The medium discrimination apparatus further comprises a plurality
of amplifying parts to amplify the detected signals by the first
and second sensors. All of the amplifying parts have amplification
factors identical to each other.
The first and second sensors are magnetoresistance sensors.
According to still yet another aspect of the present invention, a
medium discrimination method comprises detecting a noise signal
generated when a medium is transferred and a magnetic component
signal printed on the medium, extracting the magnetic component
signal by canceling out the noise signal, and determining if the
medium is genuine or counterfeit based on the extracted magnetic
component signal.
The magnetic component signal contains the noise signal generated
when the medium is transferred. The extracting the magnetic
component signal extracts the magnetic component signal by
performing subtraction operation of the noise signal which is
generated when the medium is transferred and the noise signal
contained in the magnetic component signal.

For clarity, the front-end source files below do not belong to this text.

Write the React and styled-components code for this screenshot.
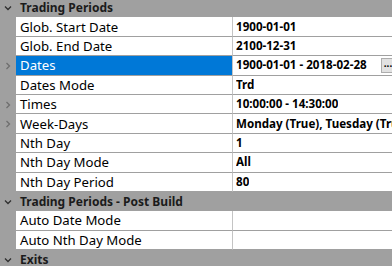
import React from 'react';
import styled, { createGlobalStyle } from 'styled-components';

const GlobalStyle = createGlobalStyle`
  html, body { margin: 0; padding: 0; background: #a0a0a0; }
  body { font-family: "Noto Sans", "Open Sans", sans-serif; overflow: hidden; }
`;

const Grid = styled.div`
  width: 392px;
  height: 266px;
  overflow: hidden;
  background: #a0a0a0;
`;

const List = styled.div`
  margin-top: -2px;
`;

const Row = styled.div`
  display: grid;
  grid-template-columns: 16px 217px 1fr;
  height: 19.4px;
  line-height: 16px;
  color: #000;
`;

const Gutter = styled.div`
  display: flex;
  align-items: center;
  justify-content: center;
  background: #a0a0a0;
`;

const CatTitle = styled.div`
  grid-column: 2 / 4;
  display: flex;
  align-items: center;
  padding-left: 4px;
  font-size: 12px;
  font-weight: 700;
  color: #1b1b1b;
  white-space: nowrap;
`;

const Name = styled.div`
  display: flex;
  align-items: center;
  padding-left: 4px;
  font-size: 13.2px;
  white-space: nowrap;
  overflow: hidden;
  background: ${p => (p.$selected ? '#0078d7' : '#fff')};
  color: ${p => (p.$selected ? '#fff' : '#000')};
  border-bottom: 1px solid #a0a0a0;
  border-right: 1px solid #c4c4c4;
`;

const Value = styled.div`
  display: flex;
  align-items: center;
  justify-content: space-between;
  padding-left: 3px;
  font-size: 11.6px;
  font-weight: 700;
  white-space: nowrap;
  overflow: hidden;
  background: #fff;
  border-bottom: 1px solid #a0a0a0;
`;

const ValueText = styled.span`
  overflow: hidden;
`;

const DotsButton = styled.div`
  flex: none;
  width: 14px;
  height: 15px;
  margin-left: 4px;
  margin-right: -3px;
  background: #e1e1e1;
  border: 1px solid #adadad;
  box-sizing: border-box;
  font-size: 10px;
  line-height: 9px;
  text-align: center;
  color: #000;
`;

const Chevron = ({ down }) => (
  <svg width="8" height="8" viewBox="0 0 8 8">
    {down ? (
      <polyline points="1,2.5 4,5.5 7,2.5" fill="none" stroke="#2f2f2f" strokeWidth="1.3" />
    ) : (
      <polyline points="2.5,1 5.5,4 2.5,7" fill="none" stroke="#6e6e6e" strokeWidth="1.3" />
    )}
  </svg>
);

const sections = [
  {
    title: 'Trading Periods',
    props: [
      { name: 'Glob. Start Date', value: '1900-01-01' },
      { name: 'Glob. End Date', value: '2100-12-31' },
      { name: 'Dates', value: '1900-01-01 - 2018-02-28', expand: true, selected: true },
      { name: 'Dates Mode', value: 'Trd' },
      { name: 'Times', value: '10:00:00 - 14:30:00', expand: true },
      { name: 'Week-Days', value: 'Monday (True), Tuesday (True), Wednesday (True)', expand: true },
      { name: 'Nth Day', value: '1' },
      { name: 'Nth Day Mode', value: 'All' },
      { name: 'Nth Day Period', value: '80' },
    ],
  },
  {
    title: 'Trading Periods - Post Build',
    props: [
      { name: 'Auto Date Mode', value: '' },
      { name: 'Auto Nth Day Mode', value: '' },
    ],
  },
  { title: 'Exits', props: [] },
];

export default function App() {
  return (
    <Grid>
      <GlobalStyle />
      <List>
        {sections.map(sec => (
          <React.Fragment key={sec.title}>
            <Row>
              <Gutter><Chevron down /></Gutter>
              <CatTitle>{sec.title}</CatTitle>
            </Row>
            {sec.props.map(p => (
              <Row key={p.name}>
                <Gutter>{p.expand ? <Chevron /> : null}</Gutter>
                <Name $selected={p.selected}>{p.name}</Name>
                <Value>
                  <ValueText>{p.value}</ValueText>
                  {p.selected ? <DotsButton>...</DotsButton> : null}
                </Value>
              </Row>
            ))}
          </React.Fragment>
        ))}
      </List>
    </Grid>
  );
}
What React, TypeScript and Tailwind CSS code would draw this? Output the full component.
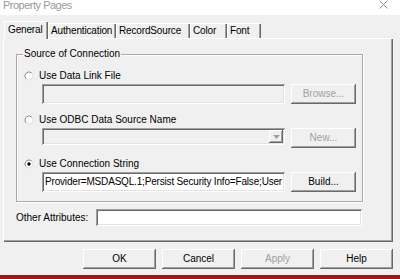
const raised =
  'shadow-[inset_-1px_-1px_0_#696969,inset_1px_1px_0_#ffffff,inset_-2px_-2px_0_#a0a0a0,inset_2px_2px_0_#f0f0f0]'
const sunken =
  'shadow-[inset_1px_1px_0_#a0a0a0,inset_-1px_-1px_0_#ffffff,inset_2px_2px_0_#696969,inset_-2px_-2px_0_#e3e3e3]'

interface TabItem {
  label: string
  width: string
  active?: boolean
}

const tabs: TabItem[] = [
  { label: 'General', width: 'w-[44px]', active: true },
  { label: 'Authentication', width: 'w-[68px]' },
  { label: 'RecordSource', width: 'w-[74px]' },
  { label: 'Color', width: 'w-[37px]' },
  { label: 'Font', width: 'w-[34px]' },
]

function Radio({ label, checked }: { label: string; checked?: boolean }) {
  return (
    <div className="flex h-[12px] items-center">
      <svg width="10" height="10" viewBox="0 0 10 10" className="ml-[7px] shrink-0">
        <circle cx="5" cy="5" r="4" fill="#ffffff" />
        <path d="M2.17 7.83A4 4 0 0 1 7.83 2.17" stroke="#8a8a8a" fill="none" />
        <path d="M7.83 2.17A4 4 0 0 1 2.17 7.83" stroke="#dcdcdc" fill="none" />
        {checked && <circle cx="5" cy="5" r="1.7" fill="#000000" />}
      </svg>
      <span className="ml-[5px]">{label}</span>
    </div>
  )
}

function Button({ label, disabled, width }: { label: string; disabled?: boolean; width: string }) {
  return (
    <div
      className={`flex h-[20px] ${width} items-center justify-center bg-[#f0f0f0] ${raised} ${
        disabled ? 'text-[#a0a0a0]' : 'text-black'
      }`}
    >
      {label}
    </div>
  )
}

export default function App() {
  return (
    <div className="flex h-[279px] w-[400px] flex-col overflow-hidden bg-[#f0f0f0] font-['Liberation_Sans',Arial,sans-serif] text-[10px] leading-[12px] text-black">
      {/* title bar */}
      <div className="flex h-[15px] shrink-0 items-start justify-between overflow-hidden bg-white">
        <span className="ml-[3px] text-[11px] leading-[11px] tracking-[-0.5px] text-[#9a9a9a]">
          Property Pages
        </span>
        <svg width="9" height="9" viewBox="0 0 9 9" className="mr-[12px]">
          <path d="M0.5 0.5L8.5 8.5M8.5 0.5L0.5 8.5" stroke="#8c8c8c" strokeWidth="1" />
        </svg>
      </div>

      {/* tabs */}
      <div className="flex h-[23px] shrink-0 items-end pl-[4px] tracking-[-0.15px]">
        {tabs.map((tab) =>
          tab.active ? (
            <div
              key={tab.label}
              className={`relative z-10 -mb-px flex h-[18px] ${tab.width} items-center bg-[#f0f0f0] pl-[4px] shadow-[inset_1px_1px_0_#ffffff,inset_-1px_0_0_#696969,inset_-2px_0_0_#a0a0a0]`}
            >
              {tab.label}
            </div>
          ) : (
            <div
              key={tab.label}
              className={`flex h-[15px] ${tab.width} items-center pl-[3px] shadow-[inset_1px_1px_0_#ffffff,inset_-1px_0_0_#696969,inset_-2px_0_0_#a0a0a0]`}
            >
              {tab.label}
            </div>
          )
        )}
      </div>

      {/* tab page */}
      <div className="ml-[3px] flex h-[204px] w-[390px] shrink-0 flex-col pl-[13px] shadow-[inset_1px_1px_0_#ffffff,inset_-1px_-1px_0_#696969,inset_-2px_-2px_0_#a0a0a0]">
        <div className="relative mt-[16px] flex w-[347px] flex-col border border-[#a8a8a8] pb-[9px] shadow-[inset_1px_1px_0_#ffffff,1px_1px_0_#ffffff]">
          <span className="absolute -top-[7px] left-[6px] bg-[#f0f0f0] px-[1px]">Source of Connection</span>

          <div className="mt-[15px]">
            <Radio label="Use Data Link File" />
          </div>
          <div className="ml-[25px] mt-[2px] flex gap-[6px]">
            <div className={`h-[20px] w-[243px] bg-[#f0f0f0] ${sunken}`} />
            <Button label="Browse..." width="w-[65px]" disabled />
          </div>

          <div className="mt-[10px]">
            <Radio label="Use ODBC Data Source Name" />
          </div>
          <div className="ml-[25px] mt-[2px] flex items-start gap-[6px]">
            <div className={`flex h-[17px] w-[243px] justify-end bg-[#f0f0f0] p-[2px] ${sunken}`}>
              <div className={`flex h-full w-[14px] items-center justify-center ${raised}`}>
                <svg width="7" height="4" viewBox="0 0 7 4">
                  <polygon points="0,0 7,0 3.5,4" fill="#a0a0a0" />
                </svg>
              </div>
            </div>
            <Button label="New..." width="w-[65px]" disabled />
          </div>

          <div className="mt-[10px]">
            <Radio label="Use Connection String" checked />
          </div>
          <div className="ml-[25px] mt-[2px] flex gap-[6px]">
            <div
              className={`flex h-[20px] w-[243px] items-center overflow-hidden whitespace-nowrap bg-white pl-[3px] tracking-[-0.18px] ${sunken}`}
            >
              Provider=MSDASQL.1;Persist Security Info=False;User
            </div>
            <Button label="Build..." width="w-[65px]" />
          </div>
        </div>

        <div className="mt-[7px] flex h-[17px] items-center">
          <span className="w-[80px]">Other Attributes:</span>
          <div className={`h-[17px] w-[266px] bg-white ${sunken}`} />
        </div>
      </div>

      {/* dialog buttons */}
      <div className="mt-[7px] flex shrink-0 justify-end gap-[6px] pr-[7px]">
        <Button label="OK" width="w-[73px]" />
        <Button label="Cancel" width="w-[73px]" />
        <Button label="Apply" width="w-[73px]" disabled />
        <Button label="Help" width="w-[73px]" />
      </div>

      <div className="mt-[6px] h-[4px] shrink-0 bg-[#a31414]" />
    </div>
  )
}
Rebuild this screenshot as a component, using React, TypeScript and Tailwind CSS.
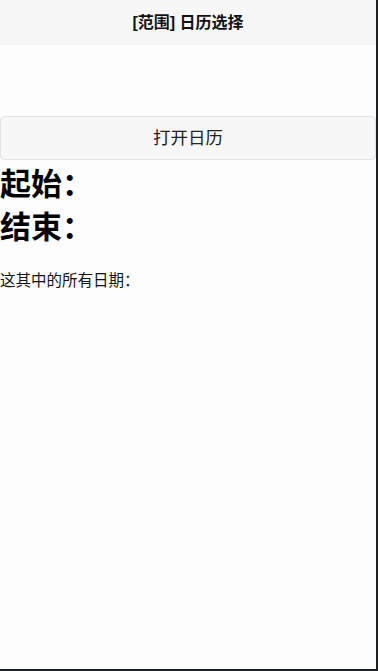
export default function App() {
  return (
    <div
      className="w-[378px] h-[671px] bg-[#1e2124] overflow-hidden"
      style={{ fontFamily: '"Liberation Sans", "Noto Sans CJK SC", sans-serif' }}
    >
      <div className="w-[376px] h-[669px] bg-[#fdfdfd] flex flex-col">
        <div className="h-[45px] bg-[#f8f7f8] flex items-center justify-center">
          <span className="text-[16px] font-bold text-[#111]">[范围] 日历选择</span>
        </div>
        <div className="h-[71px]" />
        <button className="h-[44px] w-full rounded-[4px] border border-[#e4e3e4] bg-[#f8f7f8] text-[17.5px] text-[#222]">
          打开日历
        </button>
        <h1 className="mt-[3px] text-[31px] font-bold leading-[43px] text-black">起始：</h1>
        <h1 className="text-[31px] font-bold leading-[43px] text-black">结束：</h1>
        <p className="mt-[22px] text-[15.5px] leading-[20px] text-[#111]">这其中的所有日期：</p>
      </div>
    </div>
  );
}
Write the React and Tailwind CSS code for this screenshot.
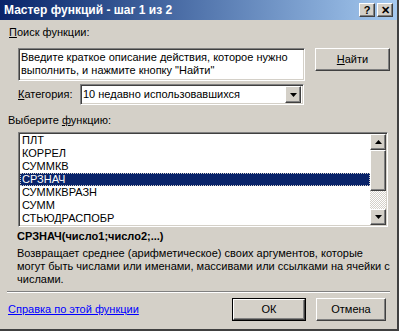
import React from 'react';

const functions = ['ПЛТ', 'КОРРЕЛ', 'СУММКВ', 'СРЗНАЧ', 'СУММКВРАЗН', 'СУММ', 'СТЬЮДРАСПОБР'];

const raised =
  'border border-t-white border-l-white border-b-[#404040] border-r-[#404040] shadow-[inset_-1px_-1px_#808080,inset_1px_1px_#d4d0c8] bg-[#d4d0c8]';
const sunken =
  'border border-t-[#808080] border-l-[#808080] border-b-white border-r-white shadow-[inset_1px_1px_#404040,inset_-1px_-1px_#d4d0c8]';

const Arrow = ({ up }) => (
  <svg width="7" height="4" viewBox="0 0 7 4">
    <path d={up ? 'M3.5 0 L7 4 L0 4 Z' : 'M0 0 L7 0 L3.5 4 Z'} fill="#000" />
  </svg>
);

const App = () => {
  const [selected, setSelected] = React.useState('СРЗНАЧ');

  return (
    <div className="w-[399px] h-[331px] bg-[#d4d0c8] font-['Liberation_Sans',Arial,sans-serif] text-[11px] leading-[13px] text-black border-r-2 border-b-2 border-r-[#404040] border-b-[#404040] overflow-hidden">
      {/* title bar */}
      <div className="h-[20px] flex items-center bg-gradient-to-r from-[#0a246a] to-[#a6caf0] pl-[4px] pr-[4px]">
        <span className="text-white font-bold text-[12px] flex-1">Мастер функций - шаг 1 из 2</span>
        <div className={`${raised} w-[16px] h-[14px] flex items-center justify-center text-[11px] font-bold leading-none`}>?</div>
        <div className={`${raised} w-[16px] h-[14px] ml-[2px] flex items-center justify-center text-[11px] font-bold leading-none`}>✕</div>
      </div>

      <div className="mt-[6px] pl-[9px]">
        <span className="underline">П</span>оиск функции:
      </div>

      <div className="mt-[9px] flex items-start pl-[18px]">
        <div className={`${sunken} bg-white w-[287px] h-[33px] pl-[2px] pt-[2px]`}>
          Введите краткое описание действия, которое нужно
          <br />
          выполнить, и нажмите кнопку "Найти"
        </div>
        <button className={`${raised} ml-[10px] w-[75px] h-[23px] text-[11px]`}>
          <span className="underline">Н</span>айти
        </button>
      </div>

      <div className="mt-[3px] flex items-center pl-[18px]">
        <span className="w-[62px]">
          <span className="underline">К</span>атегория:
        </span>
        <div className={`${sunken} bg-white w-[224px] h-[21px] flex items-center pl-[2px]`}>
          <span className="flex-1">10 недавно использовавшихся</span>
          <div className={`${raised} w-[16px] h-[17px] mr-[2px] flex items-center justify-center`}>
            <Arrow />
          </div>
        </div>
      </div>

      <div className="mt-[9px] pl-[8px]">
        Выберите <span className="underline">ф</span>ункцию:
      </div>

      <div className={`${sunken} bg-white mt-[5px] ml-[18px] w-[370px] h-[95px] flex p-[1px]`}>
        <div className="flex-1 flex flex-col">
          {functions.map((f) => (
            <div
              key={f}
              onClick={() => setSelected(f)}
              className={`h-[13px] pl-[2px] ${
                f === selected ? 'bg-[#0a246a] text-white outline-1 outline-dotted outline-[#d4d0c8] -outline-offset-1' : ''
              }`}
            >
              {f}
            </div>
          ))}
        </div>
        <div className="w-[16px] flex flex-col">
          <div className={`${raised} h-[16px] flex items-center justify-center`}>
            <Arrow up />
          </div>
          <div className={`${raised} h-[41px]`} />
          <div className="flex-1 bg-[repeating-conic-gradient(#ffffff_0_25%,#d4d0c8_0_50%)] bg-[length:2px_2px]" />
          <div className={`${raised} h-[16px] flex items-center justify-center`}>
            <Arrow />
          </div>
        </div>
      </div>

      <div className="mt-[3px] pl-[17px] font-bold">СРЗНАЧ(число1;число2;...)</div>
      <div className="mt-[4px] pl-[17px] whitespace-nowrap">
        Возвращает среднее (арифметическое) своих аргументов, которые
        <br />
        могут быть числами или именами, массивами или ссылками на ячейки с
        <br />
        числами.
      </div>

      <div className="mt-[5px] ml-[7px] w-[383px] border-t border-t-[#808080] border-b border-b-white" />

      <div className="mt-[5px] flex items-center pl-[8px]">
        <a href="#" className="text-[#0000ff] underline flex-1">Справка по этой функции</a>
        <div className="border border-black">
          <button className={`${raised} w-[72px] h-[21px] text-[11px]`}>ОК</button>
        </div>
        <button className={`${raised} ml-[10px] mr-[11px] w-[70px] h-[23px] text-[11px]`}>Отмена</button>
      </div>
    </div>
  );
};

export default App;
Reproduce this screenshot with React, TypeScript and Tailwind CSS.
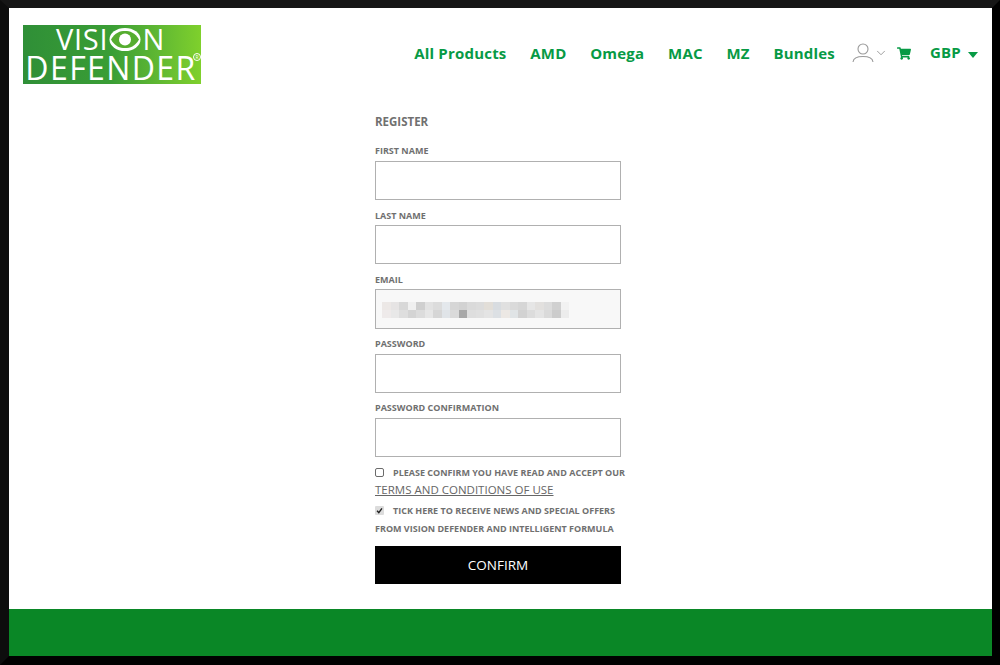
import React from 'react'
import { ChevronDown } from 'lucide-react'

const navItems = ['All Products', 'AMD', 'Omega', 'MAC', 'MZ', 'Bundles']

const blurTop = ['#ece8e6', '#e6e4e4', '#d8d8d8', '#f0f0f0', '#cfcfcf', '#e2e2e2', '#dcdcdc', '#e4e8ec', '#d6d6d6', '#d2d2d2', '#dadada', '#dcdcdc', '#e2ded8', '#d8dce0', '#e0e0e0', '#dadada', '#d6d6d6', '#e6e6e6', '#e2e0de', '#dcdcdc', '#d0d0d0', '#f2f2f2']
const blurBottom = ['#eeeaea', '#e8e8e8', '#dedede', '#d4d4d4', '#dcdcdc', '#e6e6e6', '#d6d6d6', '#e0e4e8', '#dadada', '#a8a8a8', '#dedede', '#e0e0e0', '#e4e4e4', '#dce0e4', '#ece8e4', '#e0e4e6', '#d2d2d2', '#dcdcdc', '#e4e4e4', '#dadada', '#cccccc', '#ececec']

const Field = ({ label, filled, className }: { label: string; filled?: boolean; className?: string }) => (
  <div className={className}>
    <div className="text-[9px] leading-[12px] font-bold text-[#707070] uppercase">{label}</div>
    <div className={`mt-[3.5px] relative h-[39.3px] w-[246px] border border-[#b0b0b0] ${filled ? 'bg-[#f8f8f8]' : 'bg-white'}`}>
      {filled && (
        <div className="absolute left-[6px] top-[12px] w-[187px]">
          <div className="flex h-[8px]">
            {blurTop.map((c, i) => <span key={i} className="flex-1" style={{ backgroundColor: c }} />)}
          </div>
          <div className="flex h-[8px]">
            {blurBottom.map((c, i) => <span key={i} className="flex-1" style={{ backgroundColor: c }} />)}
          </div>
        </div>
      )}
    </div>
  </div>
)

const Logo = () => (
  <div className="relative h-[59px] w-[178px] flex flex-col items-center bg-gradient-to-r from-[#2f8f37] via-[#3a9e35] to-[#7fd02c] text-white font-['Open_Sans',sans-serif] font-normal">
    <div className="flex items-center h-[28px] text-[29px] leading-[28px] tracking-[0.8px] -ml-[3px]">
      <span>VISI</span>
      <svg width="32" height="23" viewBox="0 0 32 23" className="mx-[1px]">
        <ellipse cx="16" cy="11.5" rx="15.5" ry="11.5" fill="white" />
        <path d="M2 11.5 C6 4.5 11 3 16 3 C21 3 26 4.5 30 11.5 C26 18.5 21 20 16 20 C11 20 6 18.5 2 11.5 Z" fill="#55ad2f" />
        <ellipse cx="16" cy="11.5" rx="6" ry="6" fill="white" />
      </svg>
      <span>N</span>
    </div>
    <div className="text-[32px] leading-[30px] tracking-[1.4px] whitespace-nowrap -ml-[2px]">DEFENDER</div>
    <span className="absolute right-0 top-[28px] flex h-[8px] w-[8px] items-center justify-center rounded-full border border-white text-[5px] leading-none">R</span>
  </div>
)

const App = () => {
  return (
    <div className="h-[665px] w-[1000px] flex flex-col border-t-[8px] border-t-[#161616] border-l-[9px] border-l-[#0d0d0d] border-r-[8px] border-r-black border-b-[9px] border-b-black bg-white font-['Open_Sans',sans-serif]">
      <header className="flex items-start justify-between pl-[14px] pt-[17px] h-[90px] shrink-0">
        <Logo />
        <nav className="flex items-center pt-[18px] text-[#079a45] text-[15px] font-bold tracking-[0.2px] leading-[20px]">
          <div className="flex gap-[23.75px]">
            {navItems.map((item) => (
              <a key={item} className="whitespace-nowrap">{item}</a>
            ))}
          </div>
          <svg width="22" height="20" viewBox="0 0 22 20" fill="none" stroke="#9a9a9a" strokeWidth="1.1" className="ml-[17px] -mt-[1px]">
            <circle cx="11" cy="6" r="5" />
            <path d="M1 19 C1.5 14.5 6 13.5 11 13.5 C16 13.5 20.5 14.5 21 19" />
          </svg>
          <ChevronDown size={14} className="text-[#777777]" strokeWidth={1.2} />
          <svg width="14" height="13" viewBox="0 0 576 512" fill="#079a45" className="ml-[9px] mt-[1px]">
            <path d="M528 301L575 93c3-15-8-29-23-29H159l-9-45C148 8 138 0 126 0H24C11 0 0 11 0 24v16c0 13 11 24 24 24h70l70 343c-17 10-28 28-28 49 0 31 25 56 56 56s56-25 56-56c0-16-6-30-17-40h210c-11 10-17 24-17 40 0 31 25 56 56 56s56-25 56-56c0-22-13-41-32-50l5-24c3-15-8-29-24-29H211l-7-32h301c11 0 21-8 23-19z" />
          </svg>
          <span className="ml-[19px] -mt-[2px]">GBP</span>
          <span className="ml-[7px] mt-[3px] mr-[14px] h-0 w-0 border-x-[5px] border-t-[6px] border-x-transparent border-t-[#079a45]" />
        </nav>
      </header>

      <main className="flex-1 flex flex-col ml-[366px] w-[260px] text-[#707070]">
        <h1 className="mt-[17px] text-[11.5px] leading-[14px] font-bold uppercase">Register</h1>
        <Field label="First Name" className="mt-[16.3px]" />
        <Field label="Last Name" className="mt-[9.5px]" />
        <Field label="Email" filled className="mt-[9.5px]" />
        <Field label="Password" className="mt-[9.5px]" />
        <Field label="Password Confirmation" className="mt-[9.5px]" />

        <label className="mt-[9.7px] flex items-center whitespace-nowrap text-[9px] leading-[12px] font-bold uppercase">
          <input type="checkbox" className="h-[9px] w-[9px] appearance-none rounded-[2px] border border-[#6b6b6b] bg-white" />
          <span className="ml-[9px]">Please confirm you have read and accept our</span>
        </label>
        <a className="mt-[3px] w-fit text-[11.5px] leading-[15px] text-[#666666] underline uppercase whitespace-nowrap">Terms and conditions of use</a>
        <label className="mt-[8px] flex items-center whitespace-nowrap text-[9px] leading-[12px] font-bold uppercase">
          <span className="flex h-[9px] w-[9px] items-center justify-center rounded-[1px] bg-[#dcdcdc]">
            <svg width="7" height="7" viewBox="0 0 10 10" fill="none" stroke="#222222" strokeWidth="2"><path d="M1.5 5.5 L4 8 L8.5 2" /></svg>
          </span>
          <span className="ml-[9px]">Tick here to receive news and special offers</span>
        </label>
        <p className="mt-[6px] whitespace-nowrap text-[9px] leading-[12px] font-bold uppercase">From Vision Defender and Intelligent Formula</p>
        <button className="mt-[11px] h-[38px] w-[246px] bg-black text-[13.5px] text-white uppercase">Confirm</button>
      </main>

      <footer className="h-[47px] shrink-0 bg-[#0a8726]" />
    </div>
  )
}

export default App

The magnetic component signal is detected by a sensor being in
contact with the medium, and the noise signal is detected by a
sensor not being in contact with the medium.
The medium discrimination method further comprises amplifying the
detected signals, and amplifying the extracted magnetic component
signal, wherein the detected signals are amplified at amplification
factors identical to each other.
Advantageous Effects
As described above, the medium discrimination apparatus and
discrimination method thereof according to the present invention
have the following effects.
When a paper money is introduced into the medium discrimination
apparatus, signals for a magnetic component printed on the paper
money are combined into one signal through a subtraction function,
so that a noise introduced from an internal circuit or the outside
can be minimized. Accordingly, the ability of discriminating
between media can be improved, and time taken to discriminate
between the media can be reduced.
In addition, low-price material can be used in the medium
discrimination apparatus and an external housing thereof instead of
metallic material, so that the cost reduction and the maintenance
can be easily achieved.
DESCRIPTION OF DRAWINGS
FIG. 1 is a partial sectional view showing a conventional paper
money discrimination apparatus;
FIG. 2 is an output graph representing digital signals converted by
an AD converter of FIG. 1;
FIG. 3 is a block diagram showing a medium discrimination apparatus
according to a first embodiment of the present invention;
FIG. 4 is a flowchart showing a medium discrimination method
according to the first embodiment of the present invention;
FIG. 5 is an output graph representing digital signals converted by
a differential AD converter;
FIG. 6 is a view showing a table representing reference values for
the genuine paper money;
FIG. 7 is a block diagram showing a medium discrimination apparatus
according to a second embodiment of the present invention;
FIG. 8 is a block diagram showing a medium discrimination apparatus
according to a third embodiment of the present invention;
FIG. 9 is a circuit diagram showing an internal circuit of an
amplifying circuit and a differential amplifying part;
FIG. 10 is a flowchart showing a medium discrimination method
according to the third embodiment of the present invention;
FIG. 11 is a view showing a table representing reference values for
genuine paper money; and
FIG. 12 is a graph representing an output waveform used to explain
the process of extracting a magnetic component signal.
MODE FOR INVENTION
Hereinafter, a medium discrimination apparatus and a control method
thereof according to an exemplary embodiment of the present
invention will be described in detail with reference to
accompanying drawings.
FIG. 3 is a block diagram showing a medium discrimination apparatus
according to a first embodiment of the present invention. The
medium discrimination apparatus according to the present embodiment
detects and processes a magnetic component printed on a paper
money. Accordingly, only the structure to perform the function will
be described below.
Referring to FIG. 3, a paper money discrimination apparatus 100
comprises first and second magnetic sensors 110a and 110b to sense
a magnetic component printed on a specific position of an
introduced paper money. As described above, when the magnetic
component is printed on the specific position of the introduced
paper money, the first magnetic sensor 110a senses the magnetic
component printed on the specific position of the introduced paper
money, and the second magnetic sensor 110b senses only a magnetic
component (noise) introduced from an internal circuit or the
outside instead of the magnetic component of the paper money.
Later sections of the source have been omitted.